- SUPPLIED INFORMATION -
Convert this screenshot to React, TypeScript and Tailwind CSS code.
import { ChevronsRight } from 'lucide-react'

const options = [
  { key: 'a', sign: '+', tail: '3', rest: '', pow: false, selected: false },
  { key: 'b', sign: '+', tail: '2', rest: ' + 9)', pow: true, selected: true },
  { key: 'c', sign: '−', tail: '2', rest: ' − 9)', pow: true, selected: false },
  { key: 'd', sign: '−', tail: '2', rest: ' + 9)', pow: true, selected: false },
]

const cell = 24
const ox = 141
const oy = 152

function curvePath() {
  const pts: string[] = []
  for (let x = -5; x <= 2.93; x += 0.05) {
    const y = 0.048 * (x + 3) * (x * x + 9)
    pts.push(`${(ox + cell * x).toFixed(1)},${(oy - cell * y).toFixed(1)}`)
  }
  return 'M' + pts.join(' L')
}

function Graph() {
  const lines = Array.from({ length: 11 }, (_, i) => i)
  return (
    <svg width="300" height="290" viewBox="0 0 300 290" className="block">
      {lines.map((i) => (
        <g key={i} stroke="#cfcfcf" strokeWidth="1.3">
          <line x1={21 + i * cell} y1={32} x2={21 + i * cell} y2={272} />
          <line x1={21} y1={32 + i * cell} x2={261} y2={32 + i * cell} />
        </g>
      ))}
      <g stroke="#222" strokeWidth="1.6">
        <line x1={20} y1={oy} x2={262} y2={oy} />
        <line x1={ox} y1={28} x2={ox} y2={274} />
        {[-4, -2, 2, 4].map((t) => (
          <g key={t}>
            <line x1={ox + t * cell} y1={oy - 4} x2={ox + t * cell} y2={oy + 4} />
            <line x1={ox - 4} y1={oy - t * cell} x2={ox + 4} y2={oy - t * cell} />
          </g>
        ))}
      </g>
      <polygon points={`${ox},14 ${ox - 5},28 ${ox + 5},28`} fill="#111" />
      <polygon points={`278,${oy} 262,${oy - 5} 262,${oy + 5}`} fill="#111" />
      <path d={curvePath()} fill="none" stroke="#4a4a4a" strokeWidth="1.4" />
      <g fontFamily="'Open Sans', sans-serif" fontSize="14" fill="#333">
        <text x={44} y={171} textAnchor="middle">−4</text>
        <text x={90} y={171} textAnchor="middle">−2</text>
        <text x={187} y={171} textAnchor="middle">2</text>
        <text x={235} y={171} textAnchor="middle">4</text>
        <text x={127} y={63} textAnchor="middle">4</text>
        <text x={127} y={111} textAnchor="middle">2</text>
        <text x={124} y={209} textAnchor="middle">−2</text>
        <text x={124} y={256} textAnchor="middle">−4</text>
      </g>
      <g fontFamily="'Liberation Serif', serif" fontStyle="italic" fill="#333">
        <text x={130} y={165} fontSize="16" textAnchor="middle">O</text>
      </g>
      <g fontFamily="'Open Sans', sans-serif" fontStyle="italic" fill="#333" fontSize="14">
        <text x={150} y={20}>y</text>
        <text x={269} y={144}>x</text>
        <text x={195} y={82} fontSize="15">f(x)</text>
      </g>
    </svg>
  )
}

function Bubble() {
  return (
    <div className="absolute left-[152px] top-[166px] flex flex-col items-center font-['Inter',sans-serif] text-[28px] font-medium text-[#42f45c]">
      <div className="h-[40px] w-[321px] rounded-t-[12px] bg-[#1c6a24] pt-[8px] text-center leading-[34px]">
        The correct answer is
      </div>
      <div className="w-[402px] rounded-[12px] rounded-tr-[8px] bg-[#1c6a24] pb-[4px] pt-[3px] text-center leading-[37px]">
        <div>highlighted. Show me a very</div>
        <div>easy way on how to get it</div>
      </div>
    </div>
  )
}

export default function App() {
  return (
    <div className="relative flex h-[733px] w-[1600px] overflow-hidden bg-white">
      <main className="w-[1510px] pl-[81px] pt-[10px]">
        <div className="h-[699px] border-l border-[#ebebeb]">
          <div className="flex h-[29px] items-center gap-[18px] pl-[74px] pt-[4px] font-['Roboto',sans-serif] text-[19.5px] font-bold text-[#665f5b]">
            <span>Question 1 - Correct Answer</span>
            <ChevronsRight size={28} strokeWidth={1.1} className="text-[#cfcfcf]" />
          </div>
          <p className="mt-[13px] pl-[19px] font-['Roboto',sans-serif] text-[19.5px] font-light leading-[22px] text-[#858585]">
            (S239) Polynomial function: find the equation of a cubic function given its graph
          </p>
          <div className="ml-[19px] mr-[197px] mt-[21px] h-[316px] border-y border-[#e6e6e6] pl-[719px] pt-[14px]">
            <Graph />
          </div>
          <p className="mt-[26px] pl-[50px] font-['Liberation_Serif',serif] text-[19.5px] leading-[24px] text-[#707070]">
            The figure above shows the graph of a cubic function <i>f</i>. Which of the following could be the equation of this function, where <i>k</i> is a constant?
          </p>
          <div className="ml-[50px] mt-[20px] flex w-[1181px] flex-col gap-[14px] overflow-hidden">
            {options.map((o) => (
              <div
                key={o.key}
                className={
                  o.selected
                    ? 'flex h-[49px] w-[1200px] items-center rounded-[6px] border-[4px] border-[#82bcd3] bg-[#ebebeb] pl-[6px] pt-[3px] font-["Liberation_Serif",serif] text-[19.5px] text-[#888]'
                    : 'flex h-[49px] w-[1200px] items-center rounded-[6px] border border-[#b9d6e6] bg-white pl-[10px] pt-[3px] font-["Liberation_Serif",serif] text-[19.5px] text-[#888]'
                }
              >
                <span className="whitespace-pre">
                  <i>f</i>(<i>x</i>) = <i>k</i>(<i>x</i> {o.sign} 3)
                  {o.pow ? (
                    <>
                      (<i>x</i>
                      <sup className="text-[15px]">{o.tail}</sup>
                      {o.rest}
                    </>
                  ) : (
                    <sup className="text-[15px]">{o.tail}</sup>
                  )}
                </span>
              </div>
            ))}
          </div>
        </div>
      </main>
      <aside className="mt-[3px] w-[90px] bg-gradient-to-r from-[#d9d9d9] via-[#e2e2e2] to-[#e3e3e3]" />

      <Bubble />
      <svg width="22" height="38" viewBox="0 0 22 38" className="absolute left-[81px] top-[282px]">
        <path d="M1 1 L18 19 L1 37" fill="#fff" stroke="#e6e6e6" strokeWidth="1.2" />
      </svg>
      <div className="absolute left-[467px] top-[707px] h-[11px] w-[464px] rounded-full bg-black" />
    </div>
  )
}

- TASK -
Transcribe the material above in its entirety. Match it exactly.

- SOLUTION -
Convert this screenshot to React, TypeScript and Tailwind CSS code.
import { ChevronsRight } from 'lucide-react'

const options = [
  { key: 'a', sign: '+', tail: '3', rest: '', pow: false, selected: false },
  { key: 'b', sign: '+', tail: '2', rest: ' + 9)', pow: true, selected: true },
  { key: 'c', sign: '−', tail: '2', rest: ' − 9)', pow: true, selected: false },
  { key: 'd', sign: '−', tail: '2', rest: ' + 9)', pow: true, selected: false },
]

const cell = 24
const ox = 141
const oy = 152

function curvePath() {
  const pts: string[] = []
  for (let x = -5; x <= 2.93; x += 0.05) {
    const y = 0.048 * (x + 3) * (x * x + 9)
    pts.push(`${(ox + cell * x).toFixed(1)},${(oy - cell * y).toFixed(1)}`)
  }
  return 'M' + pts.join(' L')
}

function Graph() {
  const lines = Array.from({ length: 11 }, (_, i) => i)
  return (
    <svg width="300" height="290" viewBox="0 0 300 290" className="block">
      {lines.map((i) => (
        <g key={i} stroke="#cfcfcf" strokeWidth="1.3">
          <line x1={21 + i * cell} y1={32} x2={21 + i * cell} y2={272} />
          <line x1={21} y1={32 + i * cell} x2={261} y2={32 + i * cell} />
        </g>
      ))}
      <g stroke="#222" strokeWidth="1.6">
        <line x1={20} y1={oy} x2={262} y2={oy} />
        <line x1={ox} y1={28} x2={ox} y2={274} />
        {[-4, -2, 2, 4].map((t) => (
          <g key={t}>
            <line x1={ox + t * cell} y1={oy - 4} x2={ox + t * cell} y2={oy + 4} />
            <line x1={ox - 4} y1={oy - t * cell} x2={ox + 4} y2={oy - t * cell} />
          </g>
        ))}
      </g>
      <polygon points={`${ox},14 ${ox - 5},28 ${ox + 5},28`} fill="#111" />
      <polygon points={`278,${oy} 262,${oy - 5} 262,${oy + 5}`} fill="#111" />
      <path d={curvePath()} fill="none" stroke="#4a4a4a" strokeWidth="1.4" />
      <g fontFamily="'Open Sans', sans-serif" fontSize="14" fill="#333">
        <text x={44} y={171} textAnchor="middle">−4</text>
        <text x={90} y={171} textAnchor="middle">−2</text>
        <text x={187} y={171} textAnchor="middle">2</text>
        <text x={235} y={171} textAnchor="middle">4</text>
        <text x={127} y={63} textAnchor="middle">4</text>
        <text x={127} y={111} textAnchor="middle">2</text>
        <text x={124} y={209} textAnchor="middle">−2</text>
        <text x={124} y={256} textAnchor="middle">−4</text>
      </g>
      <g fontFamily="'Liberation Serif', serif" fontStyle="italic" fill="#333">
        <text x={130} y={165} fontSize="16" textAnchor="middle">O</text>
      </g>
      <g fontFamily="'Open Sans', sans-serif" fontStyle="italic" fill="#333" fontSize="14">
        <text x={150} y={20}>y</text>
        <text x={269} y={144}>x</text>
        <text x={195} y={82} fontSize="15">f(x)</text>
      </g>
    </svg>
  )
}

function Bubble() {
  return (
    <div className="absolute left-[152px] top-[166px] flex flex-col items-center font-['Inter',sans-serif] text-[28px] font-medium text-[#42f45c]">
      <div className="h-[40px] w-[321px] rounded-t-[12px] bg-[#1c6a24] pt-[8px] text-center leading-[34px]">
        The correct answer is
      </div>
      <div className="w-[402px] rounded-[12px] rounded-tr-[8px] bg-[#1c6a24] pb-[4px] pt-[3px] text-center leading-[37px]">
        <div>highlighted. Show me a very</div>
        <div>easy way on how to get it</div>
      </div>
    </div>
  )
}

export default function App() {
  return (
    <div className="relative flex h-[733px] w-[1600px] overflow-hidden bg-white">
      <main className="w-[1510px] pl-[81px] pt-[10px]">
        <div className="h-[699px] border-l border-[#ebebeb]">
          <div className="flex h-[29px] items-center gap-[18px] pl-[74px] pt-[4px] font-['Roboto',sans-serif] text-[19.5px] font-bold text-[#665f5b]">
            <span>Question 1 - Correct Answer</span>
            <ChevronsRight size={28} strokeWidth={1.1} className="text-[#cfcfcf]" />
          </div>
          <p className="mt-[13px] pl-[19px] font-['Roboto',sans-serif] text-[19.5px] font-light leading-[22px] text-[#858585]">
            (S239) Polynomial function: find the equation of a cubic function given its graph
          </p>
          <div className="ml-[19px] mr-[197px] mt-[21px] h-[316px] border-y border-[#e6e6e6] pl-[719px] pt-[14px]">
            <Graph />
          </div>
          <p className="mt-[26px] pl-[50px] font-['Liberation_Serif',serif] text-[19.5px] leading-[24px] text-[#707070]">
            The figure above shows the graph of a cubic function <i>f</i>. Which of the following could be the equation of this function, where <i>k</i> is a constant?
          </p>
          <div className="ml-[50px] mt-[20px] flex w-[1181px] flex-col gap-[14px] overflow-hidden">
            {options.map((o) => (
              <div
                key={o.key}
                className={
                  o.selected
                    ? 'flex h-[49px] w-[1200px] items-center rounded-[6px] border-[4px] border-[#82bcd3] bg-[#ebebeb] pl-[6px] pt-[3px] font-["Liberation_Serif",serif] text-[19.5px] text-[#888]'
                    : 'flex h-[49px] w-[1200px] items-center rounded-[6px] border border-[#b9d6e6] bg-white pl-[10px] pt-[3px] font-["Liberation_Serif",serif] text-[19.5px] text-[#888]'
                }
              >
                <span className="whitespace-pre">
                  <i>f</i>(<i>x</i>) = <i>k</i>(<i>x</i> {o.sign} 3)
                  {o.pow ? (
                    <>
                      (<i>x</i>
                      <sup className="text-[15px]">{o.tail}</sup>
                      {o.rest}
                    </>
                  ) : (
                    <sup className="text-[15px]">{o.tail}</sup>
                  )}
                </span>
              </div>
            ))}
          </div>
        </div>
      </main>
      <aside className="mt-[3px] w-[90px] bg-gradient-to-r from-[#d9d9d9] via-[#e2e2e2] to-[#e3e3e3]" />

      <Bubble />
      <svg width="22" height="38" viewBox="0 0 22 38" className="absolute left-[81px] top-[282px]">
        <path d="M1 1 L18 19 L1 37" fill="#fff" stroke="#e6e6e6" strokeWidth="1.2" />
      </svg>
      <div className="absolute left-[467px] top-[707px] h-[11px] w-[464px] rounded-full bg-black" />
    </div>
  )
}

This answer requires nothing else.